| What to produce |
Search the data for the word "this". Reproduce every line where it is found.

| Source data |
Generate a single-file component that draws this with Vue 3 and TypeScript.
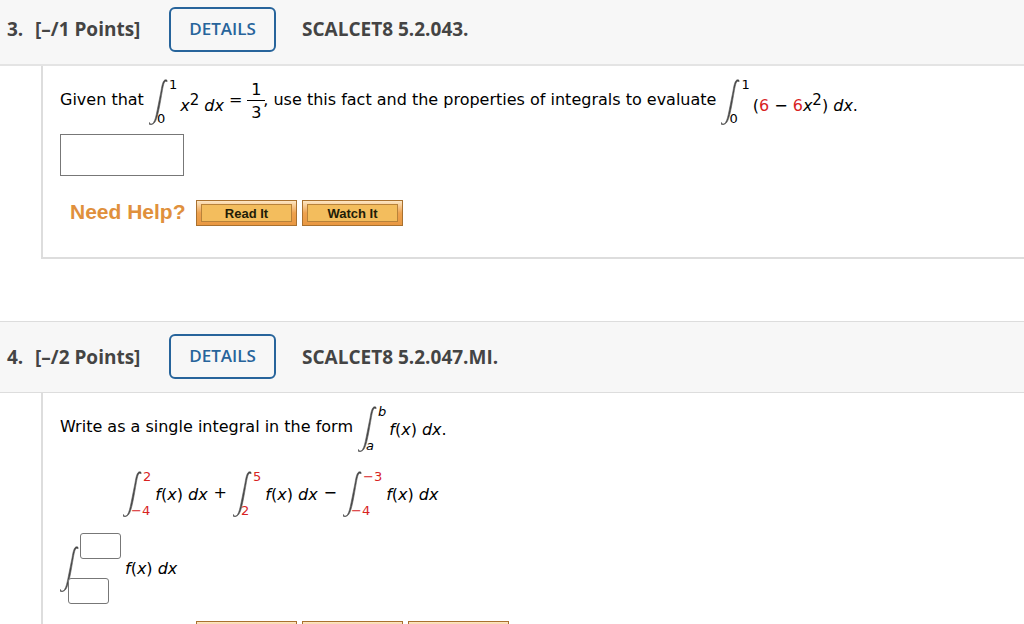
<script setup lang="ts">
interface Piece {
  t: string
  italic?: boolean
  red?: boolean
  sup?: boolean
}
interface Token {
  kind: 'text' | 'integral' | 'expr' | 'fn' | 'frac' | 'op'
  text?: string
  upper?: string
  lower?: string
  red?: boolean
  italic?: boolean
  tight?: boolean
  pieces?: Piece[]
}
interface Question {
  id: number
  points: string
  code: string
  lines: Token[][]
  answer: 'box' | 'integral'
  help: string[]
}

const fx = (end = ''): Token => ({
  kind: 'fn',
  pieces: [{ t: 'f', italic: true }, { t: '(' }, { t: 'x', italic: true }, { t: ') ' }, { t: 'dx', italic: true }, { t: end }],
})

const questions: Question[] = [
  {
    id: 3,
    points: '[–/1 Points]',
    code: 'SCALCET8 5.2.043.',
    lines: [
      [
        { kind: 'text', text: 'Given that' },
        { kind: 'integral', upper: '1', lower: '0' },
        { kind: 'expr', pieces: [{ t: 'x', italic: true }, { t: '2', sup: true }, { t: ' ' }, { t: 'dx', italic: true }] },
        { kind: 'text', text: '=' },
        { kind: 'frac', upper: '1', lower: '3' },
        { kind: 'text', text: ', use this fact and the properties of integrals to evaluate', tight: true },
        { kind: 'integral', upper: '1', lower: '0' },
        {
          kind: 'expr',
          pieces: [
            { t: '(' }, { t: '6', red: true }, { t: ' − ' }, { t: '6', red: true }, { t: 'x', italic: true },
            { t: '2', sup: true }, { t: ') ' }, { t: 'dx', italic: true }, { t: '.' },
          ],
        },
      ],
    ],
    answer: 'box',
    help: ['Read It', 'Watch It'],
  },
  {
    id: 4,
    points: '[–/2 Points]',
    code: 'SCALCET8 5.2.047.MI.',
    lines: [
      [
        { kind: 'text', text: 'Write as a single integral in the form' },
        { kind: 'integral', upper: 'b', lower: 'a', italic: true },
        fx('.'),
      ],
      [
        { kind: 'integral', upper: '2', lower: '−4', red: true },
        fx(),
        { kind: 'op', text: '+' },
        { kind: 'integral', upper: '5', lower: '2', red: true },
        fx(),
        { kind: 'op', text: '−' },
        { kind: 'integral', upper: '−3', lower: '−4', red: true },
        fx(),
      ],
    ],
    answer: 'integral',
    help: ['Read It', 'Watch It', 'Master It'],
  },
]

const curve =
  'M0.5 43.5C1 45.5 3 45.5 4.5 43.5C6 41.5 7 37 8 32L12 12C13 6 14 1 16.5 0.8C18 0.8 18.5 1.6 18 2.8C17 1.8 15.5 2 14.5 6C13.5 10 12.5 17 11 25C9.5 33 8 40 6 43C4 46 0.5 46.5 0 44.5Z'
</script>

<template>
  <main class="page">
    <section v-for="q in questions" :key="q.id" class="question">
      <header class="bar">
        <h2 class="number">{{ q.id }}.</h2>
        <span class="points">{{ q.points }}</span>
        <button type="button" class="details">DETAILS</button>
        <span class="code">{{ q.code }}</span>
      </header>

      <div class="body">
        <div v-for="(line, li) in q.lines" :key="li" class="line" :class="{ display: li > 0 }">
          <template v-for="(tok, ti) in line" :key="ti">
            <span v-if="tok.kind === 'integral'" class="integral">
              <svg class="sign" viewBox="0 0 19 46" aria-hidden="true"><path :d="curve" /></svg>
              <span class="upper" :class="{ red: tok.red, italic: tok.italic }">{{ tok.upper }}</span>
              <span class="lower" :class="{ red: tok.red, italic: tok.italic }">{{ tok.lower }}</span>
            </span>
            <span v-else-if="tok.kind === 'frac'" class="frac">
              <span class="num">{{ tok.upper }}</span>
              <span>{{ tok.lower }}</span>
            </span>
            <span v-else-if="tok.pieces" :class="tok.kind"><span
              v-for="(p, pi) in tok.pieces" :key="pi"
              :class="{ italic: p.italic, red: p.red, sup: p.sup }">{{ p.t }}</span></span>
            <span v-else :class="[tok.kind, { tight: tok.tight }]">{{ tok.text }}</span>
          </template>
        </div>

        <input v-if="q.answer === 'box'" class="answer" type="text" aria-label="Answer" />
        <div v-else class="entry">
          <svg class="sign entry-sign" viewBox="0 0 19 46" aria-hidden="true"><path :d="curve" /></svg>
          <input class="limit top" type="text" aria-label="Upper limit" />
          <input class="limit bottom" type="text" aria-label="Lower limit" />
          <span class="entry-expr"><i>f</i>(<i>x</i>) <i>dx</i></span>
        </div>

        <div class="help">
          <span class="need">Need Help?</span>
          <button v-for="h in q.help" :key="h" type="button" class="help-btn"><span>{{ h }}</span></button>
        </div>
      </div>
    </section>
  </main>
</template>

<style>
body {
  margin: 0;
  background: #fff;
}
</style>

<style scoped>
.page {
  height: 100vh;
  overflow: hidden;
  font-family: "DejaVu Sans", Verdana, sans-serif;
  font-size: 16px;
  line-height: 20px;
  color: #000;
}
.question + .question {
  margin-top: 62px;
}
.bar {
  display: flex;
  align-items: center;
  box-sizing: border-box;
  height: 72px;
  padding: 0 0 1px 7px;
  background: #f7f7f7;
  border-top: 1px solid #ddd;
  border-bottom: 1px solid #ddd;
  font-family: "Open Sans", sans-serif;
  font-size: 19px;
  font-weight: 700;
  color: #444;
  white-space: nowrap;
}
.question:first-child .bar {
  height: 66px;
  border-top: 0;
  border-bottom: 2px solid #e4e4e4;
  padding-bottom: 6px;
}
.number {
  margin: 0;
  width: 28px;
  font-size: 19px;
}
.points {
  width: 134px;
}
.details {
  box-sizing: border-box;
  width: 107px;
  height: 45px;
  margin-right: 26px;
  padding: 0 0 2px;
  background: transparent;
  border: 2px solid #27649b;
  border-radius: 6px;
  font-family: "Open Sans", sans-serif;
  font-size: 17px;
  font-weight: 600;
  color: #27649b;
}
.body {
  margin-left: 41px;
  padding: 13px 0 31px 17px;
  border-left: 2px solid #ddd;
  border-bottom: 2px solid #ddd;
}
.line {
  display: flex;
  align-items: flex-start;
  height: 46px;
  gap: 5px;
  white-space: nowrap;
}
.display {
  margin: 19px 0 0 63px;
  gap: 6px;
}
.text {
  margin-top: 11px;
}
.tight {
  margin-left: -7px;
}
.expr,
.fn,
.op {
  margin-top: 17px;
  white-space: pre;
}
.expr,
.fn {
  margin-left: -2px;
}
.fn {
  margin-top: 14px;
}
.op {
  margin-top: 12px;
}
.italic,
i {
  font-style: italic;
}
.red {
  color: #d8231f;
}
.sup {
  font-size: 15px;
  line-height: 0;
  vertical-align: 6px;
}
.integral {
  display: grid;
  grid-template-columns: 8px 12px auto;
  grid-template-rows: 12px 34px;
  font-size: 13px;
  line-height: 12px;
}
.sign {
  width: 19px;
  height: 46px;
  grid-column: 1 / 3;
  grid-row: 1 / 3;
  fill: #444;
  stroke: #555;
  stroke-width: 0.6;
}
.upper {
  grid-column: 3;
  grid-row: 1;
}
.lower {
  grid-column: 2 / 4;
  grid-row: 2;
  align-self: end;
}
.frac {
  display: flex;
  flex-direction: column;
  padding-top: 1px;
  text-align: center;
  width: 18px;
}
.num {
  border-bottom: 1px solid #000;
}
.frac span + span {
  padding-top: 2px;
}
.answer {
  display: block;
  box-sizing: border-box;
  width: 124px;
  height: 42px;
  margin-top: 9px;
  border: 1px solid #777;
  background: #fff;
  font-size: 16px;
}
.entry {
  display: grid;
  grid-template-columns: 8px 12px 29px 12px auto;
  grid-template-rows: 26px 19px 26px;
  margin-top: 16px;
}
.entry-sign {
  grid-column: 1 / 3;
  grid-row: 1 / 4;
  margin-top: 13px;
}
.limit {
  box-sizing: border-box;
  width: 41px;
  height: 26px;
  padding: 1px 3px;
  border: 1px solid #777;
  border-radius: 3px;
  background: #fff;
}
.top {
  grid-column: 3 / 5;
  grid-row: 1;
}
.bottom {
  grid-column: 2 / 4;
  grid-row: 3;
}
.entry-expr {
  grid-column: 5;
  grid-row: 2;
  padding-left: 4px;
}
.help {
  display: flex;
  align-items: center;
  gap: 5px;
  margin-top: 24px;
  padding-left: 10px;
}
.entry + .help {
  margin-top: 17px;
}
.need {
  width: 121px;
  padding-bottom: 2px;
  font-family: "Liberation Sans", Arial, sans-serif;
  font-size: 21px;
  font-weight: 700;
  color: #e0903c;
  white-space: nowrap;
}
.help-btn {
  box-sizing: border-box;
  display: flex;
  width: 101px;
  height: 26px;
  padding: 3px 4px;
  border: 1px solid #a9712f;
  background: linear-gradient(#fde6c3, #eea24f 50%, #e99842);
}
.help-btn span {
  flex: 1;
  border: 1px solid #b8823a;
  background: #f3bd5d;
  font-family: "Liberation Sans", Arial, sans-serif;
  font-size: 13px;
  font-weight: 700;
  line-height: 17px;
  color: #221c08;
}
</style>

| Problem solution |
Generate a single-file component that draws this with Vue 3 and TypeScript.
        { kind: 'text', text: ', use this fact and the properties of integrals to evaluate', tight: true },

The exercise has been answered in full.